Zeti Signals No Need for Malaysian Rate Cut in Near FutureRishaad Salamat and Chong Pooi Koon
Malaysian central bank Governor Zeti Akhtar Aziz signaled she sees no need for an interest-rate cut in the near future, barring the threat of a “fundamental” downturn in the economy.
“We are on a steady growth path,” Zeti said in an interview in Kuala Lumpur Thursday, when asked if she was suggesting Malaysia wouldn’t change rates in the near term. “If there was a fundamental economic slowdown, the risk to that going forward, on the horizon, then it would prompt a downward adjustment.”
With above-5 percent growth and inflation near the slowest since 2009, Bank Negara Malaysia has held borrowing costs steady for four straight meetings even as dozens of central banks eased monetary policy this year. While the economy unexpectedly quickened in the final quarter of 2014 on private consumption and investment, the government has trimmed its forecast for this year as it cuts spending amid less revenue from oil.

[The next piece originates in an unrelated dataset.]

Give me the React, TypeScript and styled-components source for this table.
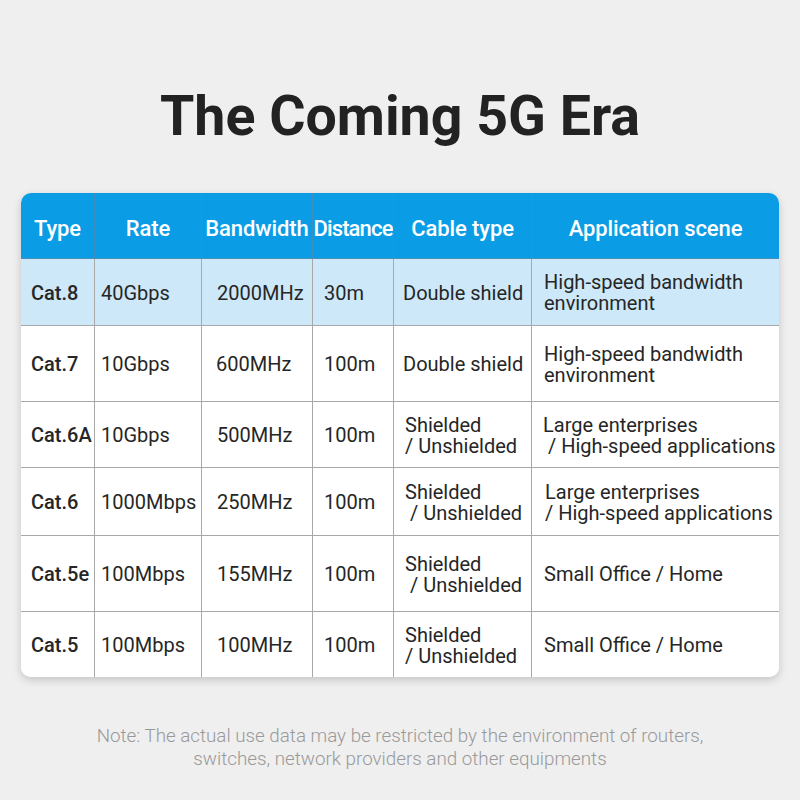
import React from "react";
import styled, { createGlobalStyle } from "styled-components";

const Global = createGlobalStyle`
  html, body { margin: 0; padding: 0; }
  body {
    width: 800px;
    height: 800px;
    background: #efefef;
    font-family: Roboto, "Liberation Sans", sans-serif;
    color: #222;
  }
`;

const Page = styled.div`
  width: 800px;
  height: 800px;
  box-sizing: border-box;
  padding: 83px 21px 0;
  display: flex;
  flex-direction: column;
  align-items: stretch;
`;

const Title = styled.h1`
  margin: 0;
  font-size: 55.5px;
  line-height: 68px;
  font-weight: 700;
  text-align: center;
  color: #222;
`;

const Card = styled.div`
  margin-top: 42px;
  width: 758px;
  border-radius: 10px;
  overflow: hidden;
  background: #fff;
  box-shadow: 0 3px 8px rgba(0, 0, 0, 0.18);
`;

const Row = styled.div<{ $h: number; $kind?: "head" | "hl" | "body"; $last?: boolean }>`
  display: grid;
  grid-template-columns: 73px 107px 111px 81px 138px 248px;
  height: ${(p) => p.$h}px;
  background: ${(p) => (p.$kind === "head" ? "#0a9de5" : p.$kind === "hl" ? "#cde8f8" : "#fff")};
  border-bottom: ${(p) => (p.$last ? "none" : p.$kind === "head" ? "1px solid #4a8fb8" : "1px solid #a8a8a8")};
  box-sizing: border-box;
`;

const HeadCell = styled.div<{ $tight?: boolean }>`
  display: flex;
  align-items: center;
  justify-content: center;
  padding-top: 5px;
  color: #fff;
  font-weight: 500;
  font-size: 22px;
  letter-spacing: ${(p) => (p.$tight ? "-0.85px" : "-0.1px")};
  white-space: nowrap;
  border-left: 1px solid #3f8ec0;
  &:first-child { border-left: none; }
`;

const Cell = styled.div<{ $pl: number; $bold?: boolean }>`
  display: flex;
  align-items: center;
  padding-left: ${(p) => p.$pl}px;
  padding-top: 2px;
  font-size: 20px;
  line-height: 21px;
  font-weight: ${(p) => (p.$bold ? 500 : 400)};
  color: #262626;
  white-space: pre;
  border-left: 1px solid #a8a8a8;
  &:first-child { border-left: none; }
`;

const Note = styled.p`
  margin: 48px 0 0;
  font-size: 18.8px;
  line-height: 23px;
  font-weight: 300;
  color: #999;
  text-align: center;
`;

const heads = ["Type", "Rate", "Bandwidth", "Distance", "Cable type", "Application scene"];

type R = { h: number; c: string[]; pad: number[] };

const rows: R[] = [
  { h: 67, c: ["Cat.8", "40Gbps", "2000MHz", "30m", "Double shield", "High-speed bandwidth\nenvironment"], pad: [10, 6, 15, 11, 9, 12] },
  { h: 76, c: ["Cat.7", "10Gbps", "600MHz", "100m", "Double shield", "High-speed bandwidth\nenvironment"], pad: [10, 6, 14, 11, 9, 12] },
  { h: 66, c: ["Cat.6A", "10Gbps", "500MHz", "100m", "Shielded\n/ Unshielded", "Large enterprises\n / High-speed applications"], pad: [10, 6, 15, 11, 11, 11] },
  { h: 68, c: ["Cat.6", "1000Mbps", "250MHz", "100m", "Shielded\n / Unshielded", "Large enterprises\n/ High-speed applications"], pad: [10, 6, 15, 11, 11, 13] },
  { h: 76, c: ["Cat.5e", "100Mbps", "155MHz", "100m", "Shielded\n / Unshielded", "Small Office / Home"], pad: [10, 6, 15, 11, 11, 12] },
  { h: 65, c: ["Cat.5", "100Mbps", "100MHz", "100m", "Shielded\n/ Unshielded", "Small Office / Home"], pad: [10, 6, 15, 11, 11, 12] },
];

export default function App() {
  return (
    <>
      <Global />
      <Page>
        <Title>The Coming 5G Era</Title>
        <Card>
          <Row $h={66} $kind="head">
            {heads.map((h) => (
              <HeadCell key={h} $tight={h === "Distance"}>
                {h}
              </HeadCell>
            ))}
          </Row>
          {rows.map((r, i) => (
            <Row key={i} $h={r.h} $kind={i === 0 ? "hl" : "body"} $last={i === rows.length - 1}>
              {r.c.map((t, j) => (
                <Cell key={j} $pl={r.pad[j]} $bold={j === 0}>
                  {t}
                </Cell>
              ))}
            </Row>
          ))}
        </Card>
        <Note>
          Note: The actual use data may be restricted by the environment of routers,
          <br />
          switches, network providers and other equipments
        </Note>
      </Page>
    </>
  );
}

The ringgit was Asia’s worst performer last quarter as the drop in crude hurt government finances and dented investor confidence. It has since swung to become the region’s best amid a rebound in oil. The currency rose 1.3 percent as of 3:45 p.m. in Kuala Lumpur Friday, according to data compiled by Bloomberg.
There is a lack of recognition that Malaysia has a “highly-diverse economic structure,” and isn’t just an oil producer, Zeti said. About 80 percent of the Malaysian economy isn’t linked to oil and gas, she said.
Consumer-price gains may be at the lower end of a 2 percent to 3 percent range in 2015, and inflation isn’t a concern at this point in time, Zeti said.
Bank Negara kept the overnight policy rate at 3.25 percent in March. The next decision will be on May 7. The central bank will hold its key rate for the rest of the year, according to 16 of 20 economists surveyed by Bloomberg in February.
“The ringgit has not been taken into consideration in our interest-rate policy,” Zeti said, when asked if the currency’s weakness keeps the central bank from joining counterparts in easing. “We look at the risks to inflation and the risks to growth. And we also look at the risks of destabilizing financial imbalances.”
The Malaysian government, which forecasts growth to be between 4.5 percent and 5.5 percent this year, implemented a new consumption tax of 6 percent in April. While the experience in other countries showed a moderation in consumer spending in the first year of such a tax, the decline in oil prices may be a buffer to an expected easing in consumption, Zeti said.
It’s too soon to tell if spending slowed in Malaysia after the goods and service tax started, Malayan Banking Bhd. Chief Financial Officer Rafique Merican Wahiduddin said Thursday.
Asked about what China needs to do to make the yuan as attractive a reserves asset as the dollar for central banks, Zeti said it is already an attractive one.
Malaysia began diversifying its reserves in 2003, when it adjusted its composition into currencies such as the euro and those of emerging markets, which include China, she said. Zeti said she couldn’t disclose the central bank’s future strategy or composition of reserves, when asked if there is a plan to hold more yuan.
“We already have a highly-diversified portfolio structure and we are happy with the composition that we have now,” she said. “It’s highly-diversified in the major advanced economies and also emerging economies. Emerging economies in Asia, and even in Latin America.”
Zeti is one of the region’s longest-serving governors who helped oversee Malaysia’s monetary and currency responses to the Asian financial crisis more than a decade ago. She took the helm at Bank Negara in May 2000 and her current five-year term will end next year.
“At this point in time, I don’t look beyond that,” she said when asked if she plans to stay on. “We have succession five levels down. And we have done organizational transformation three times during my term in office. So I would leave it as a solid institution to continue.”